EXERCISE TASK: Transcribe all the entries word for word, omitting any pictures they contain.
>> start
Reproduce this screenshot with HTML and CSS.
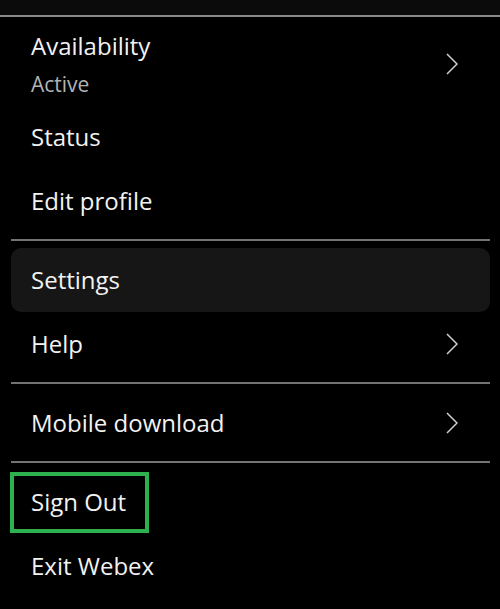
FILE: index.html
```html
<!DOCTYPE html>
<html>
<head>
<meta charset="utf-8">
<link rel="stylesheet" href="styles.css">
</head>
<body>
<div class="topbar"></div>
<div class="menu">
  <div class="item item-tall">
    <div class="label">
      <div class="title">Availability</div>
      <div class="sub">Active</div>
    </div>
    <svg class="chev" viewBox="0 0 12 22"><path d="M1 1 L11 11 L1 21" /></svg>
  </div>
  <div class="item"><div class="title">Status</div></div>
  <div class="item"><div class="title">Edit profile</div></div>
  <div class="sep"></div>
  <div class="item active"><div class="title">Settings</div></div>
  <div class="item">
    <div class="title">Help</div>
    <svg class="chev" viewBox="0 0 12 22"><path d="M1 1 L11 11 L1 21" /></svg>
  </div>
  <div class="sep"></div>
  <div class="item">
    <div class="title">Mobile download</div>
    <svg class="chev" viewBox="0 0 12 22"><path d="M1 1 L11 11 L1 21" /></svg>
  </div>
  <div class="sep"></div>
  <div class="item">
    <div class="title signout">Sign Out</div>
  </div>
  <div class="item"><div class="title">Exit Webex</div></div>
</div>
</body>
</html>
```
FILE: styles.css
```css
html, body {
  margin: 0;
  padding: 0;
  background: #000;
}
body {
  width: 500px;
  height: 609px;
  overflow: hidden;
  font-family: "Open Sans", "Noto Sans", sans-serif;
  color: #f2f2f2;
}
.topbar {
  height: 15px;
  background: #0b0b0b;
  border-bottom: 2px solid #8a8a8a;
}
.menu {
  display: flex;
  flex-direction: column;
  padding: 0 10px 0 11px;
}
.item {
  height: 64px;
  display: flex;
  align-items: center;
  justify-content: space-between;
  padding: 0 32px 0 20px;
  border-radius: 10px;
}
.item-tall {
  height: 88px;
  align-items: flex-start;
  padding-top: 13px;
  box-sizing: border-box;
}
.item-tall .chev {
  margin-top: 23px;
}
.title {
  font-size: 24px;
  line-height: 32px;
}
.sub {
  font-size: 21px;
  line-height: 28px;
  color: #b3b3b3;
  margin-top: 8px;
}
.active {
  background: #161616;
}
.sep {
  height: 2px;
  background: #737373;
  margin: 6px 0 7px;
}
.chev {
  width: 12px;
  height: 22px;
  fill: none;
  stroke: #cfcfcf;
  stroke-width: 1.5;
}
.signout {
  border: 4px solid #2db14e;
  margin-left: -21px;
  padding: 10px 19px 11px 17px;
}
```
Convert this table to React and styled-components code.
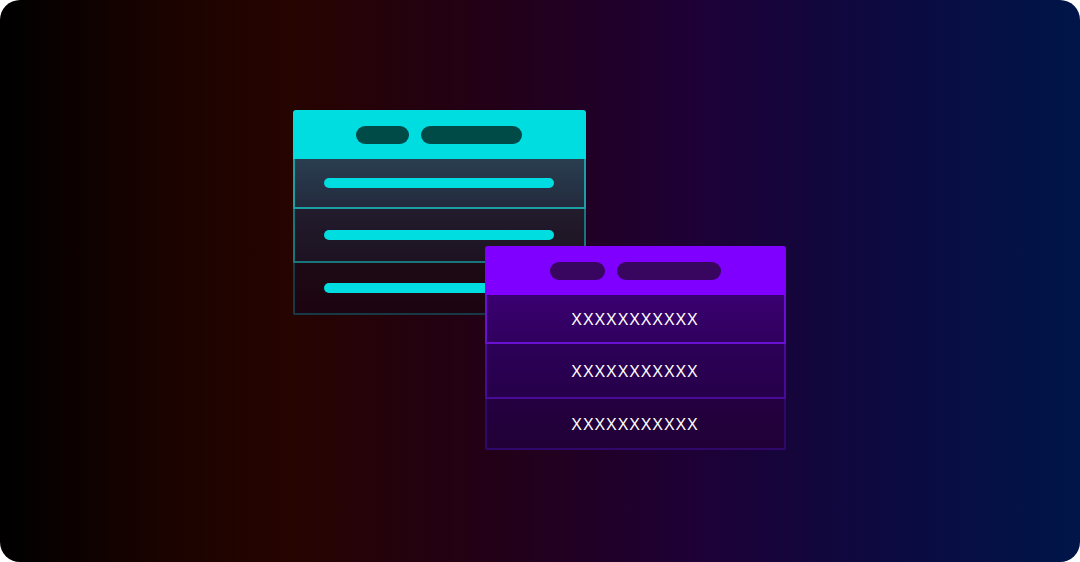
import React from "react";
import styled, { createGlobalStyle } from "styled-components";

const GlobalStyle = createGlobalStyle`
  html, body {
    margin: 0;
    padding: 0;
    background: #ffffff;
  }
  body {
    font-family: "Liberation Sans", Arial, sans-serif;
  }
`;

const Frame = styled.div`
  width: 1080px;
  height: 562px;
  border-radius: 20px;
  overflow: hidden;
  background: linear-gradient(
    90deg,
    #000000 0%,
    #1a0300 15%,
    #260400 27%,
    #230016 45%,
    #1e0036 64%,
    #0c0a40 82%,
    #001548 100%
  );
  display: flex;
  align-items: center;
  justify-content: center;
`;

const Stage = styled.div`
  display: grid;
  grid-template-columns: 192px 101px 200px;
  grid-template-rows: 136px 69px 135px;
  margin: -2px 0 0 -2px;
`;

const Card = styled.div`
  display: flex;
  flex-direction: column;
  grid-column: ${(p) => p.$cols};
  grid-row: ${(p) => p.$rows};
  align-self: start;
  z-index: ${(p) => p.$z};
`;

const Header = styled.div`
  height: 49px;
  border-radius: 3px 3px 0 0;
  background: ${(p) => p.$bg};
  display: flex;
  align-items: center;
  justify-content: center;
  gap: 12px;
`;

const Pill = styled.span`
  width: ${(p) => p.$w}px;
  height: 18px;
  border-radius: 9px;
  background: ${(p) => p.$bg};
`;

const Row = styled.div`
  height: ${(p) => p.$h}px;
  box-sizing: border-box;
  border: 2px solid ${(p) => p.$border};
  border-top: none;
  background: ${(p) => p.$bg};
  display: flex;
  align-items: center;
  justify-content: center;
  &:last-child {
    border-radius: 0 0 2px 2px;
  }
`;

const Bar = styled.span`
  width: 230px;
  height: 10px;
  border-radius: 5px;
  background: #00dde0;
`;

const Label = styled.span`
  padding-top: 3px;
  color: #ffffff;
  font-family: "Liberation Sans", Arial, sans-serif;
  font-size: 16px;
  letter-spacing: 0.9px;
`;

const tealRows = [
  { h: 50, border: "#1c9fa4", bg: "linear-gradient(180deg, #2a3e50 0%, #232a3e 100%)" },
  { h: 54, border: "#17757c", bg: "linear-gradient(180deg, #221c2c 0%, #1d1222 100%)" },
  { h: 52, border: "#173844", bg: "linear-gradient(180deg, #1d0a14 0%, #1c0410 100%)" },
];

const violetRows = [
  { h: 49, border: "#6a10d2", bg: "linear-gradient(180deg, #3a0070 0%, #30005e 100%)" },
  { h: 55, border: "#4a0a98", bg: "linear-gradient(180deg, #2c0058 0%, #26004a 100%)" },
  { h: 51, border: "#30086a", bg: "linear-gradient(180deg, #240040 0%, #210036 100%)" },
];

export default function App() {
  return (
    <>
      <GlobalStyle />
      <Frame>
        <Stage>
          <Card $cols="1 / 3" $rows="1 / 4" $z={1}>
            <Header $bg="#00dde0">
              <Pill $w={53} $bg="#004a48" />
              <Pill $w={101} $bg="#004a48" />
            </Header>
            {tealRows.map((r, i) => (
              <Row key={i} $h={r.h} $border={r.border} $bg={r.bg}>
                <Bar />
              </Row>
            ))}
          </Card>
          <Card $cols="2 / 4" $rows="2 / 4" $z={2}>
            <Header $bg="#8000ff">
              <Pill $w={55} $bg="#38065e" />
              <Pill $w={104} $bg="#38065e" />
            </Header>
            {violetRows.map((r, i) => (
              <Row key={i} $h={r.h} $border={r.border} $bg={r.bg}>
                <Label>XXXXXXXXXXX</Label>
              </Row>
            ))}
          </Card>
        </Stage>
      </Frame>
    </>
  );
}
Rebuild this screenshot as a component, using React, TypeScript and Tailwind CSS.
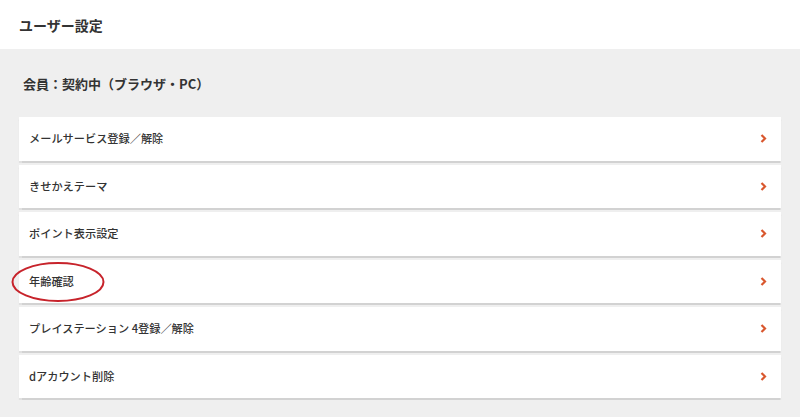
>> end
CORRECT OUTPUT:
Reproduce this screenshot with HTML and CSS.
FILE: index.html
```html
<!DOCTYPE html>
<html>
<head>
<meta charset="utf-8">
<link rel="stylesheet" href="styles.css">
</head>
<body>
<div class="topbar"></div>
<div class="menu">
  <div class="item item-tall">
    <div class="label">
      <div class="title">Availability</div>
      <div class="sub">Active</div>
    </div>
    <svg class="chev" viewBox="0 0 12 22"><path d="M1 1 L11 11 L1 21" /></svg>
  </div>
  <div class="item"><div class="title">Status</div></div>
  <div class="item"><div class="title">Edit profile</div></div>
  <div class="sep"></div>
  <div class="item active"><div class="title">Settings</div></div>
  <div class="item">
    <div class="title">Help</div>
    <svg class="chev" viewBox="0 0 12 22"><path d="M1 1 L11 11 L1 21" /></svg>
  </div>
  <div class="sep"></div>
  <div class="item">
    <div class="title">Mobile download</div>
    <svg class="chev" viewBox="0 0 12 22"><path d="M1 1 L11 11 L1 21" /></svg>
  </div>
  <div class="sep"></div>
  <div class="item">
    <div class="title signout">Sign Out</div>
  </div>
  <div class="item"><div class="title">Exit Webex</div></div>
</div>
</body>
</html>
```
FILE: styles.css
```css
html, body {
  margin: 0;
  padding: 0;
  background: #000;
}
body {
  width: 500px;
  height: 609px;
  overflow: hidden;
  font-family: "Open Sans", "Noto Sans", sans-serif;
  color: #f2f2f2;
}
.topbar {
  height: 15px;
  background: #0b0b0b;
  border-bottom: 2px solid #8a8a8a;
}
.menu {
  display: flex;
  flex-direction: column;
  padding: 0 10px 0 11px;
}
.item {
  height: 64px;
  display: flex;
  align-items: center;
  justify-content: space-between;
  padding: 0 32px 0 20px;
  border-radius: 10px;
}
.item-tall {
  height: 88px;
  align-items: flex-start;
  padding-top: 13px;
  box-sizing: border-box;
}
.item-tall .chev {
  margin-top: 23px;
}
.title {
  font-size: 24px;
  line-height: 32px;
}
.sub {
  font-size: 21px;
  line-height: 28px;
  color: #b3b3b3;
  margin-top: 8px;
}
.active {
  background: #161616;
}
.sep {
  height: 2px;
  background: #737373;
  margin: 6px 0 7px;
}
.chev {
  width: 12px;
  height: 22px;
  fill: none;
  stroke: #cfcfcf;
  stroke-width: 1.5;
}
.signout {
  border: 4px solid #2db14e;
  margin-left: -21px;
  padding: 10px 19px 11px 17px;
}
```
Convert this table to React and styled-components code.
import React from "react";
import styled, { createGlobalStyle } from "styled-components";

const GlobalStyle = createGlobalStyle`
  html, body {
    margin: 0;
    padding: 0;
    background: #ffffff;
  }
  body {
    font-family: "Liberation Sans", Arial, sans-serif;
  }
`;

const Frame = styled.div`
  width: 1080px;
  height: 562px;
  border-radius: 20px;
  overflow: hidden;
  background: linear-gradient(
    90deg,
    #000000 0%,
    #1a0300 15%,
    #260400 27%,
    #230016 45%,
    #1e0036 64%,
    #0c0a40 82%,
    #001548 100%
  );
  display: flex;
  align-items: center;
  justify-content: center;
`;

const Stage = styled.div`
  display: grid;
  grid-template-columns: 192px 101px 200px;
  grid-template-rows: 136px 69px 135px;
  margin: -2px 0 0 -2px;
`;

const Card = styled.div`
  display: flex;
  flex-direction: column;
  grid-column: ${(p) => p.$cols};
  grid-row: ${(p) => p.$rows};
  align-self: start;
  z-index: ${(p) => p.$z};
`;

const Header = styled.div`
  height: 49px;
  border-radius: 3px 3px 0 0;
  background: ${(p) => p.$bg};
  display: flex;
  align-items: center;
  justify-content: center;
  gap: 12px;
`;

const Pill = styled.span`
  width: ${(p) => p.$w}px;
  height: 18px;
  border-radius: 9px;
  background: ${(p) => p.$bg};
`;

const Row = styled.div`
  height: ${(p) => p.$h}px;
  box-sizing: border-box;
  border: 2px solid ${(p) => p.$border};
  border-top: none;
  background: ${(p) => p.$bg};
  display: flex;
  align-items: center;
  justify-content: center;
  &:last-child {
    border-radius: 0 0 2px 2px;
  }
`;

const Bar = styled.span`
  width: 230px;
  height: 10px;
  border-radius: 5px;
  background: #00dde0;
`;

const Label = styled.span`
  padding-top: 3px;
  color: #ffffff;
  font-family: "Liberation Sans", Arial, sans-serif;
  font-size: 16px;
  letter-spacing: 0.9px;
`;

const tealRows = [
  { h: 50, border: "#1c9fa4", bg: "linear-gradient(180deg, #2a3e50 0%, #232a3e 100%)" },
  { h: 54, border: "#17757c", bg: "linear-gradient(180deg, #221c2c 0%, #1d1222 100%)" },
  { h: 52, border: "#173844", bg: "linear-gradient(180deg, #1d0a14 0%, #1c0410 100%)" },
];

const violetRows = [
  { h: 49, border: "#6a10d2", bg: "linear-gradient(180deg, #3a0070 0%, #30005e 100%)" },
  { h: 55, border: "#4a0a98", bg: "linear-gradient(180deg, #2c0058 0%, #26004a 100%)" },
  { h: 51, border: "#30086a", bg: "linear-gradient(180deg, #240040 0%, #210036 100%)" },
];

export default function App() {
  return (
    <>
      <GlobalStyle />
      <Frame>
        <Stage>
          <Card $cols="1 / 3" $rows="1 / 4" $z={1}>
            <Header $bg="#00dde0">
              <Pill $w={53} $bg="#004a48" />
              <Pill $w={101} $bg="#004a48" />
            </Header>
            {tealRows.map((r, i) => (
              <Row key={i} $h={r.h} $border={r.border} $bg={r.bg}>
                <Bar />
              </Row>
            ))}
          </Card>
          <Card $cols="2 / 4" $rows="2 / 4" $z={2}>
            <Header $bg="#8000ff">
              <Pill $w={55} $bg="#38065e" />
              <Pill $w={104} $bg="#38065e" />
            </Header>
            {violetRows.map((r, i) => (
              <Row key={i} $h={r.h} $border={r.border} $bg={r.bg}>
                <Label>XXXXXXXXXXX</Label>
              </Row>
            ))}
          </Card>
        </Stage>
      </Frame>
    </>
  );
}
Rebuild this screenshot as a component, using React, TypeScript and Tailwind CSS.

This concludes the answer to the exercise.